Ainour Mashkali / Schülerin
»Es ist sehr schwer, weil wir eine sehr große Familie sind. Ich gehe halt auch in die Notbetreuung, weil viele von uns haben auch Videokonferenzen mit den Lehrern. Wir verpassen sehr viel Lernstoff in der schwierigen Zeit. Ich bin jetzt 4. Klasse, da wird auch entschieden, wohin ich gehe. Und jetzt können die Lehrer das nicht so gut betrachten, wie wir arbeiten.«
Auch ihre 11jährige Schwester Amanous kommt zum Lernen oft hierher. Sie besucht die sechste Klasse eines Hamburger Gymnasiums und möchte einmal Zahnärztin werden. Doch wie sollen Kinder am digitalen Heimunterricht teilnehmen, wenn alles dafür fehlt: Computer, Drucker, Scanner?

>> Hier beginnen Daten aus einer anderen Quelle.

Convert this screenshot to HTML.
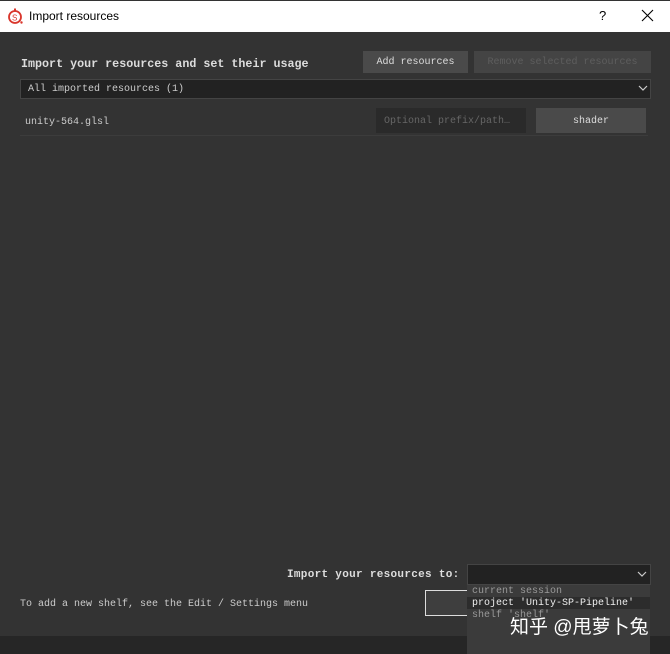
<html><head><style>
body{margin:0;width:670px;height:654px;background:#333;position:relative;overflow:hidden;font-family:"Liberation Mono",monospace;font-size:10px;color:#ccc}
div{position:absolute;box-sizing:border-box}
.t{font-family:"Liberation Sans",sans-serif}
</style></head><body>
<div style="left:0;top:0;width:670px;height:32px;background:#fff;border-top:1px solid #333"></div>
<svg style="position:absolute;left:7px;top:8px" width="16" height="16" viewBox="0 0 16 16"><circle cx="8" cy="9" r="6" fill="none" stroke="#d9352b" stroke-width="1.8"/><rect x="7" y="0.5" width="2" height="3" fill="#d9352b"/><text x="5" y="12.5" font-size="8" fill="#d9352b" font-family="Liberation Sans">S</text><circle cx="14.5" cy="14.5" r="1.2" fill="#d9352b"/></svg>
<div class="t" style="left:29px;top:9px;font-size:12px;color:#000">Import resources</div>
<div class="t" style="left:599px;top:8px;font-size:13px;color:#000">?</div>
<svg style="position:absolute;left:641px;top:9px" width="13" height="13" viewBox="0 0 13 13"><path d="M1 1L12 12M12 1L1 12" stroke="#000" stroke-width="1.1"/></svg>
<div style="left:21px;top:57px;font-weight:bold;font-size:11.7px;color:#ddd">Import your resources and set their usage</div>
<div style="left:363px;top:51px;width:105px;height:22px;background:#4a4a4a;text-align:center;line-height:24px;color:#ddd">Add resources</div>
<div style="left:474px;top:51px;width:177px;height:22px;background:#444;text-align:center;line-height:24px;color:#5e5e5e">Remove selected resources</div>
<div style="left:20px;top:79px;width:631px;height:20px;background:#222;border:1px solid #444;padding-left:7px;line-height:20px;color:#ccc">All imported resources (1)</div>
<svg style="position:absolute;left:638px;top:85px" width="10" height="7" viewBox="0 0 10 7"><path d="M1 1L5 5L9 1" fill="none" stroke="#ccc" stroke-width="1.2"/></svg>
<div style="left:20px;top:106px;width:628px;height:30px;border-bottom:1px solid #3c3c3c"></div>
<div style="left:25px;top:117px;color:#ccc">unity-564.glsl</div>
<div style="left:376px;top:108px;width:150px;height:25px;background:#2a2a2a;padding-left:8px;line-height:27px;color:#666">Optional prefix/path…</div>
<div style="left:536px;top:108px;width:110px;height:25px;background:#4a4a4a;text-align:center;line-height:27px;color:#ddd">shader</div>
<div style="left:287px;top:569px;font-weight:bold;font-size:11px;color:#ddd;letter-spacing:0.3px">Import your resources to:</div>
<div style="left:467px;top:564px;width:184px;height:21px;background:#222;border:1px solid #444"></div>
<svg style="position:absolute;left:637px;top:571px" width="10" height="7" viewBox="0 0 10 7"><path d="M1 1L5 5L9 1" fill="none" stroke="#ccc" stroke-width="1.2"/></svg>
<div style="left:20px;top:599px;color:#ccc">To add a new shelf, see the Edit / Settings menu</div>
<div style="left:425px;top:590px;width:60px;height:26px;border:1px solid #ddd;background:#3e3e3e"></div>
<div style="left:0;top:636px;width:670px;height:18px;background:#262626"></div>
<div style="left:467px;top:585px;width:183px;height:69px;background:#3b3b3b"></div>
<div style="left:467px;top:597px;width:183px;height:12px;background:#2c2c2c"></div>
<div style="left:472px;top:586px;color:#999;line-height:12px">current session</div>
<div style="left:472px;top:598px;color:#eee;line-height:12px">project 'Unity-SP-Pipeline'</div>
<div style="left:472px;top:610px;color:#999;line-height:12px">shelf 'shelf'</div>
<div style="left:510px;top:612px;font-family:'Liberation Sans','Noto Sans CJK SC',sans-serif;font-size:19px;color:#fff">知乎 @甩萝卜兔</div>
</body></html>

Amanous Mashkali / Schülerin
»In meiner Schule hat man Leih-Ipads bekommen und ich habe mir da eins ausgeliehen und mein Bruder auch. Und eins haben wir hier bei der Arche bekommen. Zwei meiner anderen Geschwister gehen zur Schule, weil wir auch nicht so viel Platz haben. Das Haus muss ruhig sein, damit wir die Lehrer verstehen.«
Das Landessozialgericht Niedersachsen-Bremen befand im Oktober 2020, dass der Schulträger eine kostenfreie Leihmöglichkeit schaffen muss, wenn sich Eltern einen Computer oder Ipad nicht leisten können. Doch nicht alle Schulen haben entsprechend viele Geräte, um ihre Schüler damit auszustatten. Bildungsgerechtigkeit bleibt beim Homeschooling für viele Kinder unerreichbar.

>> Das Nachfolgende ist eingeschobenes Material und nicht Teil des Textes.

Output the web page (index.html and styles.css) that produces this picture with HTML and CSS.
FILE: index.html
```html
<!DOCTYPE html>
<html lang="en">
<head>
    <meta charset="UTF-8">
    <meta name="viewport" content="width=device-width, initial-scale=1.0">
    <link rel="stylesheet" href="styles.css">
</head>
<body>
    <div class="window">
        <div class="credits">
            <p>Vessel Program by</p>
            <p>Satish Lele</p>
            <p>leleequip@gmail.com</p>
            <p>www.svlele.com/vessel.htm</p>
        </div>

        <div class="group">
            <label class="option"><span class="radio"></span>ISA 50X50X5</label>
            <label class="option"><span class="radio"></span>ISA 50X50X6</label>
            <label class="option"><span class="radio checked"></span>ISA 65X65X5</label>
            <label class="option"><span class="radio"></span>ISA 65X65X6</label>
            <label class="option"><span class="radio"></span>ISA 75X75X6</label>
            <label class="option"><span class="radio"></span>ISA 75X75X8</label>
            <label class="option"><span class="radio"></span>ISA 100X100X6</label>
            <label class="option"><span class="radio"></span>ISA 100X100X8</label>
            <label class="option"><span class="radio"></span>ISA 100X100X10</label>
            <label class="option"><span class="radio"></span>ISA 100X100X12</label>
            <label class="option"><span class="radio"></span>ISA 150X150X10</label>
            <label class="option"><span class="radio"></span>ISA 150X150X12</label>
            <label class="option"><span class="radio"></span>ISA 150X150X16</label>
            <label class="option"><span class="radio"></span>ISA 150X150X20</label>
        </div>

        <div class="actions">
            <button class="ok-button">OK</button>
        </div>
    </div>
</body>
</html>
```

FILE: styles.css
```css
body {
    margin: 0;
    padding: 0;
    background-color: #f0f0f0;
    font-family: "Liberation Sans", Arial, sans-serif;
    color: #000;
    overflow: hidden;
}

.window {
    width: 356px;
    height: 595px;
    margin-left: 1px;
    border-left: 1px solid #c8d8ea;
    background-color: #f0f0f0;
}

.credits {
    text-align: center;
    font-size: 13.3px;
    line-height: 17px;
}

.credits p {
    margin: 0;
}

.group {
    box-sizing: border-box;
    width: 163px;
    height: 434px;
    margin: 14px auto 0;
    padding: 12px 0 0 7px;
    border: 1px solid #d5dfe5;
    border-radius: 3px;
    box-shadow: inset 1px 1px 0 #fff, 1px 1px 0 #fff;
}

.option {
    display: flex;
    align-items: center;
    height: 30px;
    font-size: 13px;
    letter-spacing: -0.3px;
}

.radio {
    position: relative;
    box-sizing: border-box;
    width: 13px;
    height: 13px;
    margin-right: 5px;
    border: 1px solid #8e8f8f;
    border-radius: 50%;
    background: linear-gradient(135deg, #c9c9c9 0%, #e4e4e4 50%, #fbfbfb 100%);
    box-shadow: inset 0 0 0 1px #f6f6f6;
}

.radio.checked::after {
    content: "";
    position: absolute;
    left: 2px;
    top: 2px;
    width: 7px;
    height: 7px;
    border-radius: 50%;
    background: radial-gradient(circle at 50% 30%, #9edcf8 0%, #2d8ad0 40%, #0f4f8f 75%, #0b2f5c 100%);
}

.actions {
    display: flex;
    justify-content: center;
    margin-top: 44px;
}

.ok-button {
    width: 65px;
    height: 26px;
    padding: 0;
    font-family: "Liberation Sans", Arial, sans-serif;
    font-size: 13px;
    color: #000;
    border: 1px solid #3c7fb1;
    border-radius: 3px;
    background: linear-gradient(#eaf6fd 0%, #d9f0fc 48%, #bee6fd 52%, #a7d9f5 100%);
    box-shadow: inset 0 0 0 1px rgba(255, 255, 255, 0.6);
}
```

Tobias Lucht / Leiter Kinderhilfsprojekt Arche in Hamburg
»Im Lernbereich macht mir große Sorgen, dass viele Kinder auch schildern, dass sie sich abgehängt fühlen, weil eigentlich auch die Defizite aus dem ersten Lockdown noch nicht aufgearbeitet waren. Jetzt kommt nochmal die zweite Zeit dazu, wo sie auf sich gestellt sind.«
Zurück in Solingen versucht Familie Kalkum die Videokonferenz für Tochter Rosa einzurichten. Da die App, die die Schule benutzt, wegen Überlastung immer noch down ist, kommt der rettende Link per Mail. Die hat Papa Moritz bekommen, der eigentlich ein Stockwerk tiefer in seiner Firma arbeiten wollte.
»Mama.«
Moritz Kalkum / Vater
»Pablo warte mal, wir machen gerade die Videokonferenz an. Wir kommen gleich.«
Sophie Kalkum / Mutter
»Wenn die einmal in der Videokonferenz sind, dann hat man zumindest einen Moment zum Durchatmen. Die Zeit vorher ist immer lustig.«
Zwei Minuten vor zehn ist alles installiert und Rosa hat es pünktlich in den Unterricht geschafft. Nun braucht der 7jährige Johann Hilfe.
Sophie Kalkum / Mutter
»Was ist denn die Einzahl?»
Johann Kalkum / Grundschüler
»Nicht Bäume, sondern Baum.«
»Genau, oder bei Kleider, da ist Kleid die Einzahl. Dann sollst du mit jedem Namenwort einen Satz bilden. Nur hierhin. Wenn ich jetzt ungeduldig werde, dann funktioniert hier gar nichts mehr. So, nächstes Wort.«
Sophie Kalkum / Mutter
»Ich habe schon den Luxus hier mir den Vormittag dafür zu nehmen und ich bin trotzdem völlig zerrissen. Mich ärgert das total, dass innerhalb von 10 Monaten das nicht auf die Beine gestellt werden konnte. Es ist wirklich ein Witz. Es hat sich herausgestellt, dass wir ein extrem gutes Gesundheitssystem haben, aber ein katastrophales Bildungssystem. Das ist wirklich schlimm.«
Bis Mitte Februar soll nach dem Beschluss von Bund und Ländern der Distanzunterricht verlängert werden. Damit geht die tägliche Belastungsprobe »Homeschooling« für Lehrer, Eltern und ihre Kinder weiter.